中国人論・文化比較論の快著――田中信彦『スッキリ中国論――スジの日本、量の中国』
田中信彦『スッキリ中国論――スジの日本、量の中国』日経BP社、2018年10月
「スジ」の日本、「量」の中国というキーワードから、日本人と中国人の思考パターンの違いをロジカルに読み解く。
著者によれば、日本人は「スジ」すなわち「あるべき」姿、「そもそも論」を思考し、中国人は「量」すなわち「現実」、「影響」、「損得勘定」、「あるのか、ないのか」、「どれだけあるのか」を思考する。
なぜ中国人からストレスを感じるのか?
なぜ中国人はすぐに会社を辞めるのか?
なぜ中国人旅行者はマナーが悪いのか?
なぜ中国人は空港で国歌を歌ったのか?
……などなど「なぜ中国人はこうなのか」という問題について、著者は「量」というキーワードから答えを導き出している。
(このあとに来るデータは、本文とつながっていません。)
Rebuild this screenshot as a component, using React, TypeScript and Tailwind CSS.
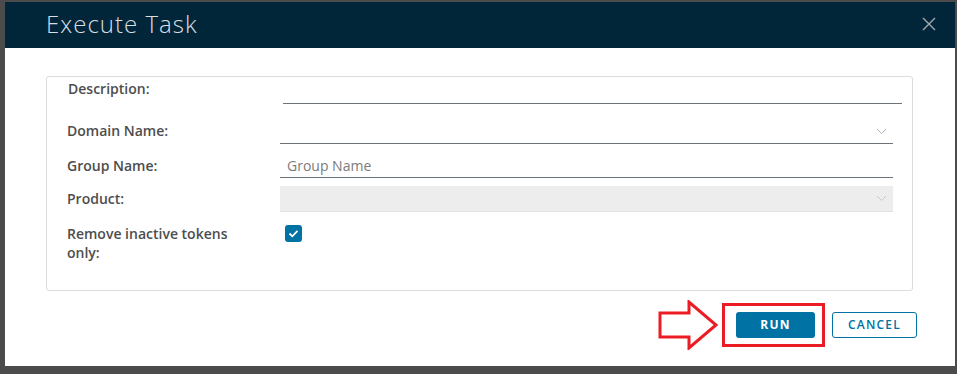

面白い指摘が多い。それらが正しいか、正しくないかは私自身には完全にはわからない。
だが、中国と中国人に対する冷静な考察が行われ、凡百の中国論とは一線を画している印象。
自分も最近「中国人ってなんで◯◯なの?」と聞かれるたびに、うまい説明ができず返答に困っていたが、本書のおかげで少しはわかりやすい説明ができそうだ。
特に日本と中国での「法治」の概念の違いについての説明は秀逸。
中国での「法治」は共通のルールというより、正義実現の手段であるという。
また、中国人について回る「面子」の問題についても、「面子」の比べ合いを(個人の能力、影響力などの)「量」の比べ合いとし、『ドラゴンボール』の「戦闘力」の例えを用いるなどしてうまく解き明かしている。
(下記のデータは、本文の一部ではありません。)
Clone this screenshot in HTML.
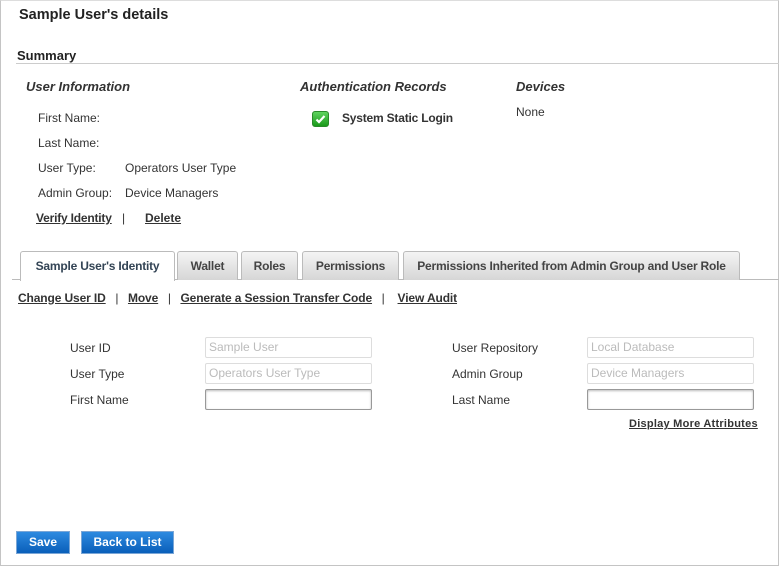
<!DOCTYPE html>
<html><head><style>
*{margin:0;padding:0;box-sizing:border-box}
body{width:779px;height:566px;position:relative;font-family:"Liberation Sans",Arial,sans-serif;font-size:12px;color:#333;background:#fff;overflow:hidden}
.frame{position:absolute;left:0;top:0;width:779px;height:566px;border:1px solid #c4c4c4;border-top-color:#ddd}
.a{position:absolute;white-space:nowrap}
.b{font-weight:bold}
.h{font-weight:bold;font-style:italic;font-size:13px;color:#333}
.lk{font-weight:bold;text-decoration:underline;color:#333}
.tab{position:absolute;top:251px;height:29px;border:1px solid #bbb;border-bottom:none;border-radius:3px 3px 0 0;background:linear-gradient(#f4f4f4,#d6d6d6);font-weight:bold;color:#444;text-align:center;line-height:28px;font-size:12px;letter-spacing:-0.2px}
.inp{position:absolute;width:167px;height:21px;border:1px solid #ddd;border-radius:2px;color:#bbb;padding-left:3px;line-height:19px}
.inp.e{border:1px solid #999;box-shadow:inset 0 1px 2px #bbb}
.btn{position:absolute;top:531px;height:23px;background:linear-gradient(#2d8ae0,#0a5fb9);border:1px solid #7aa6d6;color:#fff;font-weight:bold;text-align:center;line-height:21px;font-size:12px}
</style></head><body>
<div class="frame"></div>
<div class="a b" style="left:19px;top:7px;font-size:14.5px;color:#222">Sample User's details</div>
<div class="a b" style="left:17px;top:48px;font-size:13px;color:#222">Summary</div>
<div class="a" style="left:16px;top:63px;width:763px;height:1px;background:#ccc"></div>
<div class="a h" style="left:26px;top:79px">User Information</div>
<div class="a h" style="left:300px;top:79px">Authentication Records</div>
<div class="a h" style="left:516px;top:79px">Devices</div>
<div class="a" style="left:516px;top:105px">None</div>
<div class="a" style="left:38px;top:111px">First Name:</div>
<div class="a" style="left:38px;top:136px">Last Name:</div>
<div class="a" style="left:38px;top:161px">User Type:</div>
<div class="a" style="left:125px;top:161px">Operators User Type</div>
<div class="a" style="left:38px;top:186px">Admin Group:</div>
<div class="a" style="left:125px;top:186px">Device Managers</div>
<div class="a lk" style="left:36px;top:211px;letter-spacing:-0.2px">Verify Identity</div>
<div class="a" style="left:122px;top:211px">|</div>
<div class="a lk" style="left:145px;top:211px">Delete</div>
<div class="a" style="left:312px;top:111px;width:17px;height:16px;border-radius:3px;background:linear-gradient(#5fd35f,#1a9a1a);border:1px solid #2a8a2a"><svg width="15" height="14" viewBox="0 0 15 14"><path d="M3.5 7.5l2.5 2.5 5.5-6" stroke="#fff" stroke-width="2.2" fill="none"/></svg></div>
<div class="a b" style="left:342px;top:111px;letter-spacing:-0.2px">System Static Login</div>
<div class="a" style="left:12px;top:279px;width:767px;height:1px;background:#bbb"></div>
<div class="tab" style="left:20px;width:155px;height:30px;background:#fff;color:#345">Sample User's Identity</div>
<div class="tab" style="left:177px;width:61px">Wallet</div>
<div class="tab" style="left:241px;width:57px">Roles</div>
<div class="tab" style="left:302px;width:97px">Permissions</div>
<div class="tab" style="left:403px;width:337px">Permissions Inherited from Admin Group and User Role</div>
<div class="a" style="left:18px;top:291px;letter-spacing:-0.12px"><span class="lk">Change User ID</span>&nbsp;&nbsp;&nbsp;|&nbsp;&nbsp;&nbsp;<span class="lk">Move</span>&nbsp;&nbsp;&nbsp;|&nbsp;&nbsp;&nbsp;<span class="lk">Generate a Session Transfer Code</span>&nbsp;&nbsp;&nbsp;|&nbsp;&nbsp;&nbsp;&nbsp;<span class="lk">View Audit</span></div>
<div class="a" style="left:70px;top:341px">User ID</div>
<div class="a" style="left:70px;top:367px">User Type</div>
<div class="a" style="left:70px;top:393px">First Name</div>
<div class="a" style="left:452px;top:341px">User Repository</div>
<div class="a" style="left:452px;top:367px">Admin Group</div>
<div class="a" style="left:452px;top:393px">Last Name</div>
<div class="inp" style="left:205px;top:337px">Sample User</div>
<div class="inp" style="left:205px;top:363px">Operators User Type</div>
<div class="inp e" style="left:205px;top:389px"></div>
<div class="inp" style="left:587px;top:337px">Local Database</div>
<div class="inp" style="left:587px;top:363px">Device Managers</div>
<div class="inp e" style="left:587px;top:389px"></div>
<div class="a lk" style="left:629px;top:418px;font-size:11px;letter-spacing:0.25px">Display More Attributes</div>
<div class="btn" style="left:16px;width:54px">Save</div>
<div class="btn" style="left:81px;width:93px">Back to List</div>
</body></html>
さらに近年のITによる中国社会の大きな変化についてもわかりやすく紹介されている。
現在の中国人を理解する上で読んでおいて損はない良書。
ただ、私個人としては、本書に取り上げられた「「スジ」の日本人」という日本人像にはやや違和感も覚える。
私が思うに、本書で言うところの「スジ」思考、すなわち「あるべき」思考、仕事、美学、長期的蓄積を重んじる「日本人」は戦後の終身雇用制度下のサラリーマンがモデルなのではないか。もちろんサラリーマンとサラリーマン的価値観が社会の「主流」となってきたことは否定はできないが、そればかりが日本人とは言えまい。
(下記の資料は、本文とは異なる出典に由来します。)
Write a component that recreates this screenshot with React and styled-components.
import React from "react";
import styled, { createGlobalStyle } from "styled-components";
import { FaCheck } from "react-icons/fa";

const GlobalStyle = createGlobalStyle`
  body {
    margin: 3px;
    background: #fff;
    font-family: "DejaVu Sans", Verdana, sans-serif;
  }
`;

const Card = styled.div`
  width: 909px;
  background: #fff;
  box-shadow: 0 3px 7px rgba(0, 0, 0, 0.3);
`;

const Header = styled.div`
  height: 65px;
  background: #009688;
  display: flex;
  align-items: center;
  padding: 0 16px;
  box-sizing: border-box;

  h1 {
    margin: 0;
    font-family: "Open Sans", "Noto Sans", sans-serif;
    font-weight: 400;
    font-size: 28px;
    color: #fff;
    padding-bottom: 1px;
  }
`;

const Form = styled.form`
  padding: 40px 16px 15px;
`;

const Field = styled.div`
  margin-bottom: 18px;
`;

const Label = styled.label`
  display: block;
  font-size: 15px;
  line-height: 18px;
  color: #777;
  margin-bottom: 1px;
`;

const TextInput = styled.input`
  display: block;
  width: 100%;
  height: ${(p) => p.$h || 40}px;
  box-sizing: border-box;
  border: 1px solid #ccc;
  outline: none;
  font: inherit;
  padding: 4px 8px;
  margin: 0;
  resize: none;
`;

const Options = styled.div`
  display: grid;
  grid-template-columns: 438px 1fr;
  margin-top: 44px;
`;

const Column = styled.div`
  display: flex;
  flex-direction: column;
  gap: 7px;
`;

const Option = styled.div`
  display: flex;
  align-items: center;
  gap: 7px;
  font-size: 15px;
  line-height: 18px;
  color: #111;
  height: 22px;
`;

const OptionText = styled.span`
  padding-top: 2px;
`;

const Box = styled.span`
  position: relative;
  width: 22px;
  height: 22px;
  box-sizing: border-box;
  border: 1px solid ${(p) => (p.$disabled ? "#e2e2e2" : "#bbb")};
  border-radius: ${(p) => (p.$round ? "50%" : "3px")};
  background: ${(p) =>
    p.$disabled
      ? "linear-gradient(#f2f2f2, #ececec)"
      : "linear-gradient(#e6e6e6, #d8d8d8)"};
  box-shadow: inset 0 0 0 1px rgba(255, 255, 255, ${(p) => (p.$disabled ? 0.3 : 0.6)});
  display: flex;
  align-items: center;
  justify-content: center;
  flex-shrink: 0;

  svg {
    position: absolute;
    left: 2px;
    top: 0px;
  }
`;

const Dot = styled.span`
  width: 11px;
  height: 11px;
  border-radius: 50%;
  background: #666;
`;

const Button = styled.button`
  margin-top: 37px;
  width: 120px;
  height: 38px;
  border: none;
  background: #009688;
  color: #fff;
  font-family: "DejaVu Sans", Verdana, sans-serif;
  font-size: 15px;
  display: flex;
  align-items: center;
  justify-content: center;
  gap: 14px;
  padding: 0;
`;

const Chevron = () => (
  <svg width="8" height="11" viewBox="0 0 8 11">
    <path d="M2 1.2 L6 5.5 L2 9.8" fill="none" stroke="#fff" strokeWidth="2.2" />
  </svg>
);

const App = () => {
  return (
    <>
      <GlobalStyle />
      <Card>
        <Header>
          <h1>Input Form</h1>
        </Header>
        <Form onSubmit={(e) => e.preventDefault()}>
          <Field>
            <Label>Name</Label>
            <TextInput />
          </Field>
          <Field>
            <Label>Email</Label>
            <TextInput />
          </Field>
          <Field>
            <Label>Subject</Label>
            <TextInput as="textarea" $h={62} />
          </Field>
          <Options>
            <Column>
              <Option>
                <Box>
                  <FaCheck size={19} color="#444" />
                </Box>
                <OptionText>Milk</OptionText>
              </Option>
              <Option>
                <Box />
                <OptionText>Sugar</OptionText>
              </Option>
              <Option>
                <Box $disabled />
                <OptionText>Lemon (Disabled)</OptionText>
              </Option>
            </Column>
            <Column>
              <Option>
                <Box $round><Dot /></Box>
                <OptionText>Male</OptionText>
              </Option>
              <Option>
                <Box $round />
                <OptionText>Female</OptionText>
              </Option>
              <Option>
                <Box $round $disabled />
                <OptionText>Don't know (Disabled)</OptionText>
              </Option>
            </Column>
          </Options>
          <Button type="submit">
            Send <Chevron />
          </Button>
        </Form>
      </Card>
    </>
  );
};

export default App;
日本人でも自営業者、フリーランス、創業社長などには程度の差こそあれ「量」的思考をしている。自営業者の家庭に育ち、フリーランスの仕事をした経験からそう感じる。
また雇用の非正規化、サラリーマン社会の終身雇用制度の終焉という時代の流れに伴い、近年、「スジ」の日本も徐々に中国的な「量」思考へと近づいているのではないかという気がする。
とはいうものの、これらは本書の価値を損なうものではなく、本書はやはり中国人論・文化比較論の快著と言えるだろう。
本書評は『読書メーター』に載せた書評に加筆・修正を加えたものです。